Copy nothing but the text: reproduce each line of the listing exactly and leave the pictures out.

-- start DATASET EXCERPT --

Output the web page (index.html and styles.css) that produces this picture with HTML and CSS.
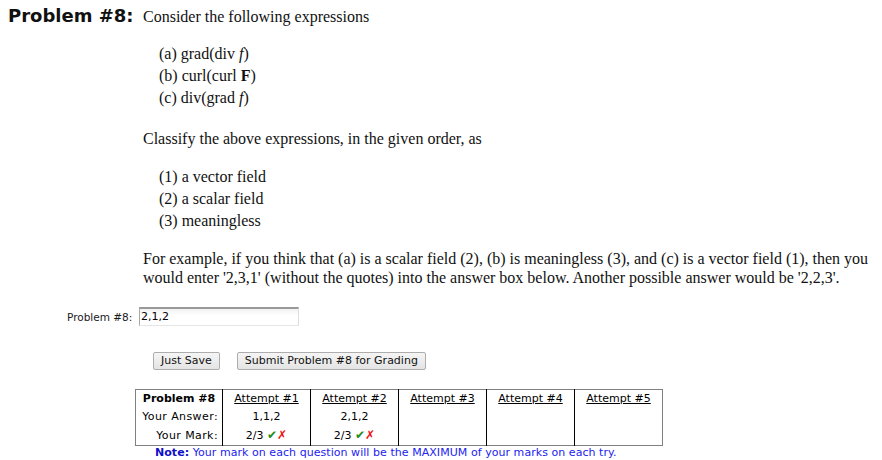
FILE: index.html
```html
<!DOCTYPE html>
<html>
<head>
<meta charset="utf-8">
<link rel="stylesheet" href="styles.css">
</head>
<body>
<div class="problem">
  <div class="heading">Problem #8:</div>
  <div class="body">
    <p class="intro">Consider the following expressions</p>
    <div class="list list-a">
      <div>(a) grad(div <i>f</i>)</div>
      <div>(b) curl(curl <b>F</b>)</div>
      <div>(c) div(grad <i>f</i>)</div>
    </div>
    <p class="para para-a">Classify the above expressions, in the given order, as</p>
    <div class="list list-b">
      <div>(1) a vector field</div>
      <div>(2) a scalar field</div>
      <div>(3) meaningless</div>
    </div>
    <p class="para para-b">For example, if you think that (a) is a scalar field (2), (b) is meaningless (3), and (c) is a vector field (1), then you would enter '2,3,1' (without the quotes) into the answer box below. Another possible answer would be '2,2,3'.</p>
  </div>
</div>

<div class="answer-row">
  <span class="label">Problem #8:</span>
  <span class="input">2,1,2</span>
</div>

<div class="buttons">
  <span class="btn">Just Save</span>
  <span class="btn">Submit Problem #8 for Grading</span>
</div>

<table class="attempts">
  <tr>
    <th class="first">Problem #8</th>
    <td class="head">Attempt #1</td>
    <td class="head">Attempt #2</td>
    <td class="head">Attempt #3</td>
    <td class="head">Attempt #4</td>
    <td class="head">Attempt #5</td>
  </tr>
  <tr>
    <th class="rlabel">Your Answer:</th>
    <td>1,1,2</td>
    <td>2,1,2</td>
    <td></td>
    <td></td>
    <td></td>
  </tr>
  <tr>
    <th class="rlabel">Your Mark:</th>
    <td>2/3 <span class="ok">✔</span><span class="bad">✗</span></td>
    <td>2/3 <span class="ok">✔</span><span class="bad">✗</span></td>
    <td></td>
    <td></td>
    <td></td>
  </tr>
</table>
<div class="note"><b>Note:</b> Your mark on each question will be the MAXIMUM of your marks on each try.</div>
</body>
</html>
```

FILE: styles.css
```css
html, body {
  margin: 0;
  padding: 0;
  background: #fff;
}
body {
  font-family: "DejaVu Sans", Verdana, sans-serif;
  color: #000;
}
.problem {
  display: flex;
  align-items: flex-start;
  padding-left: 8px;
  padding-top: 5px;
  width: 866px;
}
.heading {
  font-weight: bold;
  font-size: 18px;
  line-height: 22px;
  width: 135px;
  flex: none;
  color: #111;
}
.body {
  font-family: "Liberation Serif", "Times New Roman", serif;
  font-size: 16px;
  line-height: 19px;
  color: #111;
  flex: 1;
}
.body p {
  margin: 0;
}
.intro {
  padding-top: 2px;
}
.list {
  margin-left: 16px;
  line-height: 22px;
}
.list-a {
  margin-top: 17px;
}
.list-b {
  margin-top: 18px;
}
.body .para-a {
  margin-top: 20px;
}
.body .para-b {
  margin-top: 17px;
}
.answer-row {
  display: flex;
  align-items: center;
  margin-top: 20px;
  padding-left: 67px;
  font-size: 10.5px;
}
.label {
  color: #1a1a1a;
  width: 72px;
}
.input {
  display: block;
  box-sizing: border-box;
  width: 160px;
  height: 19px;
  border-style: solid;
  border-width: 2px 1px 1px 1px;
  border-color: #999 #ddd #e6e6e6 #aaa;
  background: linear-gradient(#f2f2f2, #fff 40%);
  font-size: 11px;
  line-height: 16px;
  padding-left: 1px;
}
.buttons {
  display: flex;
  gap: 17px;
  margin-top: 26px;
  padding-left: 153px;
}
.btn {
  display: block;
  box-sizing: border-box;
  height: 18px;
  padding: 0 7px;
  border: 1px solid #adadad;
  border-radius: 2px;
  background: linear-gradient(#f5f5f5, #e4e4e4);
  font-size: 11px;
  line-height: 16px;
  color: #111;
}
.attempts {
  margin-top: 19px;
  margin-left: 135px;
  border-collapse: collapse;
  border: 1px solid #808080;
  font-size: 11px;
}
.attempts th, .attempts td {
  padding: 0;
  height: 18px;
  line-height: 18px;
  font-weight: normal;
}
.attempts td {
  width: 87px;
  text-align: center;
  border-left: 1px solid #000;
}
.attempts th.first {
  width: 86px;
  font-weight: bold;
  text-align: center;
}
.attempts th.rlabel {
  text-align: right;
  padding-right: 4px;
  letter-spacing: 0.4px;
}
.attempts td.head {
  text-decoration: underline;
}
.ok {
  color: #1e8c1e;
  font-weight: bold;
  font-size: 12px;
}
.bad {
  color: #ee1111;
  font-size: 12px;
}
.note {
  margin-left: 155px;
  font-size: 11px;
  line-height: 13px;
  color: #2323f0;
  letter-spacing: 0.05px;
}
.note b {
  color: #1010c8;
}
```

-- end DATASET EXCERPT --

__THE RESULT__.
Output the web page (index.html and styles.css) that produces this picture with HTML and CSS.
FILE: index.html
```html
<!DOCTYPE html>
<html>
<head>
<meta charset="utf-8">
<link rel="stylesheet" href="styles.css">
</head>
<body>
<div class="problem">
  <div class="heading">Problem #8:</div>
  <div class="body">
    <p class="intro">Consider the following expressions</p>
    <div class="list list-a">
      <div>(a) grad(div <i>f</i>)</div>
      <div>(b) curl(curl <b>F</b>)</div>
      <div>(c) div(grad <i>f</i>)</div>
    </div>
    <p class="para para-a">Classify the above expressions, in the given order, as</p>
    <div class="list list-b">
      <div>(1) a vector field</div>
      <div>(2) a scalar field</div>
      <div>(3) meaningless</div>
    </div>
    <p class="para para-b">For example, if you think that (a) is a scalar field (2), (b) is meaningless (3), and (c) is a vector field (1), then you would enter '2,3,1' (without the quotes) into the answer box below. Another possible answer would be '2,2,3'.</p>
  </div>
</div>

<div class="answer-row">
  <span class="label">Problem #8:</span>
  <span class="input">2,1,2</span>
</div>

<div class="buttons">
  <span class="btn">Just Save</span>
  <span class="btn">Submit Problem #8 for Grading</span>
</div>

<table class="attempts">
  <tr>
    <th class="first">Problem #8</th>
    <td class="head">Attempt #1</td>
    <td class="head">Attempt #2</td>
    <td class="head">Attempt #3</td>
    <td class="head">Attempt #4</td>
    <td class="head">Attempt #5</td>
  </tr>
  <tr>
    <th class="rlabel">Your Answer:</th>
    <td>1,1,2</td>
    <td>2,1,2</td>
    <td></td>
    <td></td>
    <td></td>
  </tr>
  <tr>
    <th class="rlabel">Your Mark:</th>
    <td>2/3 <span class="ok">✔</span><span class="bad">✗</span></td>
    <td>2/3 <span class="ok">✔</span><span class="bad">✗</span></td>
    <td></td>
    <td></td>
    <td></td>
  </tr>
</table>
<div class="note"><b>Note:</b> Your mark on each question will be the MAXIMUM of your marks on each try.</div>
</body>
</html>
```

FILE: styles.css
```css
html, body {
  margin: 0;
  padding: 0;
  background: #fff;
}
body {
  font-family: "DejaVu Sans", Verdana, sans-serif;
  color: #000;
}
.problem {
  display: flex;
  align-items: flex-start;
  padding-left: 8px;
  padding-top: 5px;
  width: 866px;
}
.heading {
  font-weight: bold;
  font-size: 18px;
  line-height: 22px;
  width: 135px;
  flex: none;
  color: #111;
}
.body {
  font-family: "Liberation Serif", "Times New Roman", serif;
  font-size: 16px;
  line-height: 19px;
  color: #111;
  flex: 1;
}
.body p {
  margin: 0;
}
.intro {
  padding-top: 2px;
}
.list {
  margin-left: 16px;
  line-height: 22px;
}
.list-a {
  margin-top: 17px;
}
.list-b {
  margin-top: 18px;
}
.body .para-a {
  margin-top: 20px;
}
.body .para-b {
  margin-top: 17px;
}
.answer-row {
  display: flex;
  align-items: center;
  margin-top: 20px;
  padding-left: 67px;
  font-size: 10.5px;
}
.label {
  color: #1a1a1a;
  width: 72px;
}
.input {
  display: block;
  box-sizing: border-box;
  width: 160px;
  height: 19px;
  border-style: solid;
  border-width: 2px 1px 1px 1px;
  border-color: #999 #ddd #e6e6e6 #aaa;
  background: linear-gradient(#f2f2f2, #fff 40%);
  font-size: 11px;
  line-height: 16px;
  padding-left: 1px;
}
.buttons {
  display: flex;
  gap: 17px;
  margin-top: 26px;
  padding-left: 153px;
}
.btn {
  display: block;
  box-sizing: border-box;
  height: 18px;
  padding: 0 7px;
  border: 1px solid #adadad;
  border-radius: 2px;
  background: linear-gradient(#f5f5f5, #e4e4e4);
  font-size: 11px;
  line-height: 16px;
  color: #111;
}
.attempts {
  margin-top: 19px;
  margin-left: 135px;
  border-collapse: collapse;
  border: 1px solid #808080;
  font-size: 11px;
}
.attempts th, .attempts td {
  padding: 0;
  height: 18px;
  line-height: 18px;
  font-weight: normal;
}
.attempts td {
  width: 87px;
  text-align: center;
  border-left: 1px solid #000;
}
.attempts th.first {
  width: 86px;
  font-weight: bold;
  text-align: center;
}
.attempts th.rlabel {
  text-align: right;
  padding-right: 4px;
  letter-spacing: 0.4px;
}
.attempts td.head {
  text-decoration: underline;
}
.ok {
  color: #1e8c1e;
  font-weight: bold;
  font-size: 12px;
}
.bad {
  color: #ee1111;
  font-size: 12px;
}
.note {
  margin-left: 155px;
  font-size: 11px;
  line-height: 13px;
  color: #2323f0;
  letter-spacing: 0.05px;
}
.note b {
  color: #1010c8;
}
```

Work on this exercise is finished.